Calculating Lump Sum D
Lump Sum D payments, which are not taxed, are for redundancy and approved early retirement payments, but they have a limit. Whatever you pay over that limit is paid as a Lump Sum C employment termination payment (ETP), which may or may not be taxed. The resolution of Lump Sum C payments depends on the prior resolution of Lump Sum D.
The calculation rule for TERM LUMP D earning is Amount, where the amount is formula TERM FM LUMP D.
This is how the formula resolves:
-
It first uses Australian Tax Office (ATO)-supplied, PeopleSoft-maintained, variable values, and a duration that determines an employee's complete years of service to arrive at a figure—called the calculated amount in this topic.
The calculated amount is the limit that can be paid as Lump Sum D. The variables are TER VR LUMPD YRLY (yearly amount) and TER VR LUMPD INIT (initial amount), and the duration is TER DR TOTAL DAYS. The formula multiplies the yearly amount by the years of service, then adds the initial amount. This is the calculated amount or limit.
-
The formula then compares the calculated amount with the balance of accumulator TER AC RED/AER (Redundancy/Approved Early Retirement).
Note:
The members of accumulator TER AC RED/AER are only ever REDUNDANCY (which is supplied) or [EARLY RETIREMENT] (which is not supplied). Both of these earnings are also members of accumulator TER AC ETP. The redundancy and early retirement earnings are not paid as such; they do not add to accumulator AUS GROSS. They exist so that you can enter their amounts as positive input and add to accumulators. The actual payment of redundancy or retirement amounts is as earning TERM LUMP D or a combination of TERM LUMP D and ETPTAX/ETP NON TAX.

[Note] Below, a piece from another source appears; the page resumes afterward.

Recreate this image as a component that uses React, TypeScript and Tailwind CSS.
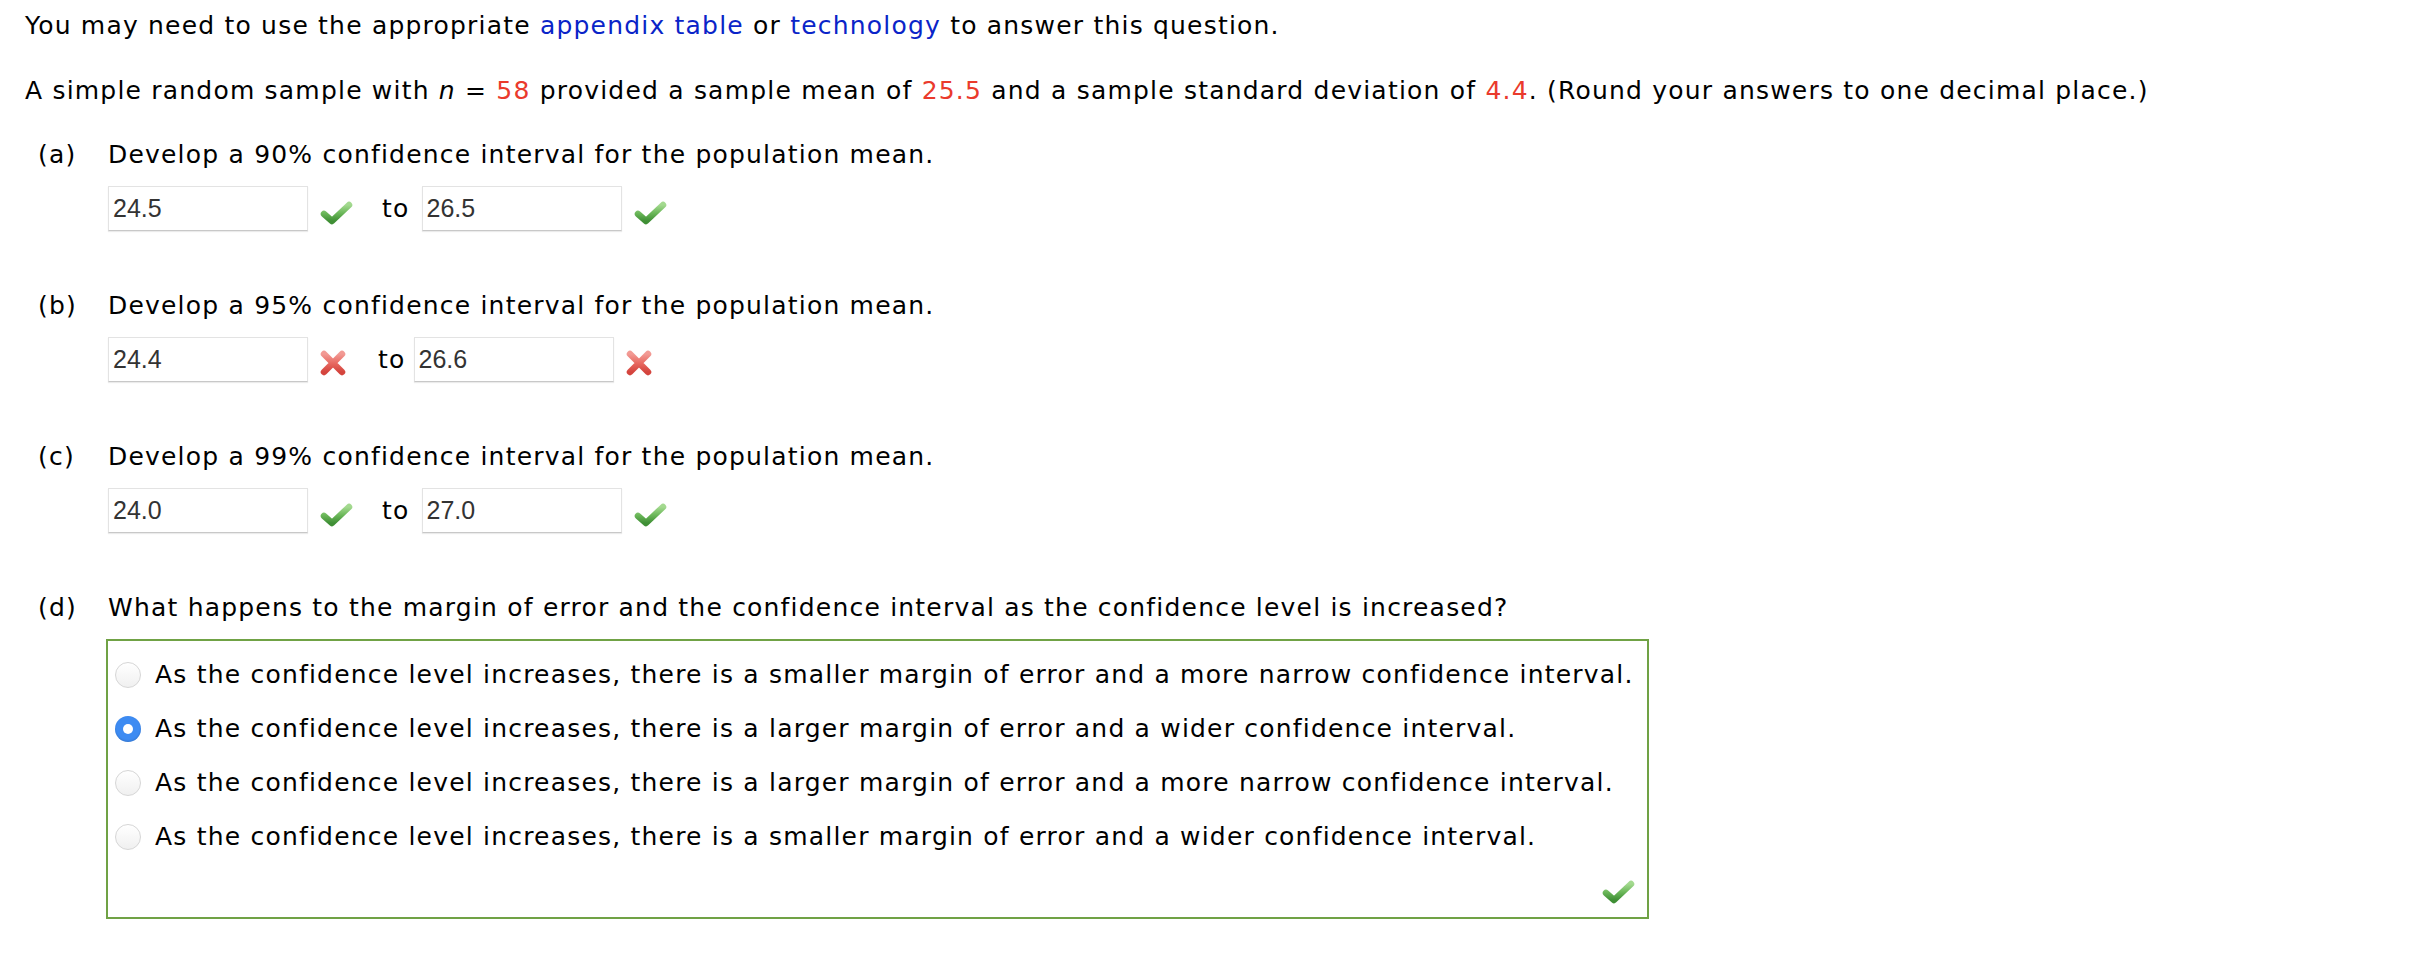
import React from "react";

const Check = ({ className = "" }: { className?: string }) => (
  <svg className={className} width="34" height="28" viewBox="0 0 34 28">
    <defs>
      <linearGradient id="cg" x1="0" y1="0" x2="0" y2="1">
        <stop offset="0" stopColor="#a3d98f" />
        <stop offset="0.5" stopColor="#6cb85a" />
        <stop offset="1" stopColor="#3f8f35" />
      </linearGradient>
    </defs>
    <path
      d="M5 16 L13 23 L30 7"
      fill="none"
      stroke="url(#cg)"
      strokeWidth="6.5"
      strokeLinecap="round"
      strokeLinejoin="round"
    />
  </svg>
);

const Cross = ({ className = "" }: { className?: string }) => (
  <svg className={className} width="30" height="30" viewBox="0 0 30 30">
    <defs>
      <linearGradient id="xg" x1="0" y1="0" x2="0" y2="1">
        <stop offset="0" stopColor="#f29a94" />
        <stop offset="0.5" stopColor="#e86a62" />
        <stop offset="1" stopColor="#d4443d" />
      </linearGradient>
    </defs>
    <path
      d="M6 6 L24 24 M24 6 L6 24"
      fill="none"
      stroke="url(#xg)"
      strokeWidth="6.5"
      strokeLinecap="round"
    />
  </svg>
);

const Field = ({ value }: { value: string }) => (
  <div
    className="w-[200px] h-[45px] border border-[#e3e3e3] border-b-[#c8c8c8] shadow-[0_1px_1px_rgba(0,0,0,0.08)] bg-white flex items-center pl-[4px] text-[#333] text-[25px] tracking-normal"
    style={{ fontFamily: '"Liberation Sans", Arial, sans-serif' }}
  >
    {value}
  </div>
);

const Mark = ({ ok }: { ok: boolean }) =>
  ok ? <Check className="ml-[11px] mt-[6px]" /> : <Cross className="ml-[10px] mt-[6px]" />;

const Part = ({
  label,
  text,
  lo,
  hi,
  ok,
  first,
}: {
  label: string;
  text: string;
  lo: string;
  hi: string;
  ok: boolean;
  first?: boolean;
}) => (
  <div className={first ? "mt-[28px]" : "mt-[57px]"}>
    <div className="flex h-[36px] items-center leading-[36px]">
      <span className="w-[83px] pl-[13px] shrink-0">{label}</span>
      <span>{text}</span>
    </div>
    <div className="flex items-center mt-[13px] pl-[83px]">
      <Field value={lo} />
      <Mark ok={ok} />
      <span className={ok ? "ml-[29px] mr-[12px]" : "ml-[30px] mr-[8px]"}>to</span>
      <Field value={hi} />
      <Mark ok={ok} />
    </div>
  </div>
);

const Radio = ({ checked }: { checked?: boolean }) =>
  checked ? (
    <span className="w-[26px] h-[26px] rounded-full bg-[#3d8bf2] flex items-center justify-center shrink-0 shadow-[inset_0_-1px_2px_rgba(0,0,0,0.15)]">
      <span className="w-[10px] h-[10px] rounded-full bg-white" />
    </span>
  ) : (
    <span className="w-[26px] h-[26px] rounded-full border border-[#d6d6d6] bg-gradient-to-b from-white to-[#f0f0f0] shrink-0" />
  );

const options = [
  "As the confidence level increases, there is a smaller margin of error and a more narrow confidence interval.",
  "As the confidence level increases, there is a larger margin of error and a wider confidence interval.",
  "As the confidence level increases, there is a larger margin of error and a more narrow confidence interval.",
  "As the confidence level increases, there is a smaller margin of error and a wider confidence interval.",
];

export default function App() {
  return (
    <div
      className="w-[2414px] h-[956px] bg-white text-black text-[25px] tracking-[1.2px] pl-[25px] pt-[8px]"
      style={{ fontFamily: '"DejaVu Sans", Verdana, sans-serif' }}
    >
      <div className="h-[36px] leading-[36px] whitespace-nowrap">
        You may need to use the appropriate <span className="text-[#0a24c8]">appendix table</span> or{" "}
        <span className="text-[#0a24c8]">technology</span> to answer this question.
      </div>
      <div className="h-[36px] leading-[36px] mt-[29px] whitespace-nowrap">
        A simple random sample with <i>n</i> = <span className="text-[#ea3a2c]">58</span> provided a sample mean of{" "}
        <span className="text-[#ea3a2c]">25.5</span> and a sample standard deviation of{" "}
        <span className="text-[#ea3a2c]">4.4</span>. (Round your answers to one decimal place.)
      </div>
      <Part first label="(a)" text="Develop a 90% confidence interval for the population mean." lo="24.5" hi="26.5" ok />
      <Part label="(b)" text="Develop a 95% confidence interval for the population mean." lo="24.4" hi="26.6" ok={false} />
      <Part label="(c)" text="Develop a 99% confidence interval for the population mean." lo="24.0" hi="27.0" ok />
      <div className="mt-[57px]">
        <div className="flex h-[36px] items-center leading-[36px]">
          <span className="w-[83px] pl-[13px] shrink-0">(d)</span>
          <span className="whitespace-nowrap">
            What happens to the margin of error and the confidence interval as the confidence level is increased?
          </span>
        </div>
        <div className="ml-[81px] mt-[13px] w-[1543px] h-[280px] border-2 border-[#70a245] pt-[7px] flex flex-col">
          {options.map((o, i) => (
            <div key={i} className="h-[54px] flex items-center pl-[7px] gap-[14px]">
              <Radio checked={i === 1} />
              <span className="leading-[36px] whitespace-nowrap">{o}</span>
            </div>
          ))}
          <div className="flex justify-end pr-[12px] mt-[13px]">
            <Check />
          </div>
        </div>
      </div>
    </div>
  );
}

Based on the results of the formula calculation, one of the following events occurs:
-
If the calculated amount is greater than the accumulator amount, the payments do not exceed the limit and the full accumulator amount becomes the Lump Sum D payment.
-
If the calculated amount is less than the accumulator amount, the payments exceed the limit, so only the calculated amount (the limit) becomes the Lump Sum D payment.
The balance becomes the basis of ETP calculations.
The balance becomes ETP (taxed or nontaxed—to be calculated) because the redundancy and retirement amounts also add to TER AC ETP, and whatever is paid as Lump Sum D by earning TERM LUMP D subtracts from TER AC ETP. If the redundancy and retirement accumulator was less than the calculated amount, and was therefore paid as Lump Sum D in full, then the balance of redundancy and retirement in the ETP accumulator is nil.
RED/RET = TERM LUMP D so
RED/RET − TERM LUMP D = Nil
If the redundancy and retirement accumulator was more than the calculated amount, only the calculated amount would be Lump Sum D, so there would be a positive balance of redundancy and retirement payment in the ETP accumulator.